“Because we were in crisis mode, our thinking behind that was more around trying to give people mental space during that time when everything was critical and new, and so rather than creating more stress, we tried to take the grade stress away,” Fitts said.
However, because this school year has started online, there are no in-person grades to compare online grades with. Yet Marlborough’s mission for equity in terms of grading remains. Associate Head of Academics and Director of Upper School Dr. Laura Hotchkiss and the Assessment Committee have worked together to make grading more equitable with the help of “Grading for Equity,” a book by Joe Feldman.
The first change being implemented is that 50% is now the lowest grade a student can earn on any assignment, with zero -59% being an F, and 60-100% being a passing grade. This enables the creation of equal grade increments, and means that students no longer have to try to bounce back from a zero in their grade book, according to Assessment Committee Co-Chair Melissa Morlock.
“When you look mathematically at a traditional grading scale… you find that you have a 59% possibility to fail, and that’s not balanced in terms of being able to demonstrate what you understand what you don’t understand,” Morlock said.

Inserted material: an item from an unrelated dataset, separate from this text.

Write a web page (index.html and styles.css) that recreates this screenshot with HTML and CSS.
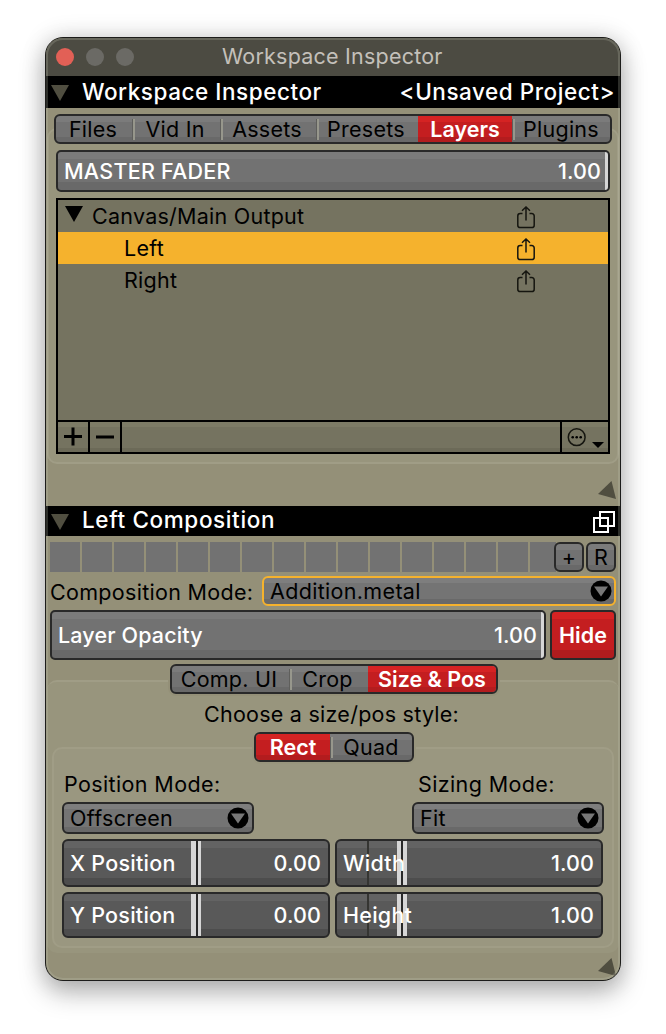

In addition to a new grading scale, students can no longer be penalized for submitting work late. As long as the student has communicated with the teacher, no class can deduct points for submitting an assignment past its due date. The assignment will instead be marked as late or incomplete in the grade book. According to Hotchkiss, this new policy was not created to encourage students to do their work late and procrastinate, but rather to encourage communication with teachers and grading based on performance.
Furthermore, more teachers are using mastery-based learning, which focuses on retaking assessments and building understanding that based on skill by providing the ability to re-assess individual skills. Morlock initially brought this idea to Marlbrorough four years ago for Chemistry classes, and it has now spread to the World Language Department and several other individual classes. Morlock describes mastery-based learning as placing an emphasis on motivating students to really learn the concepts and focus more on cumulative learning.
“A test measures your performance on one day in class, and we want to look at your growth as a learner over a longer period of time,” Morlock said.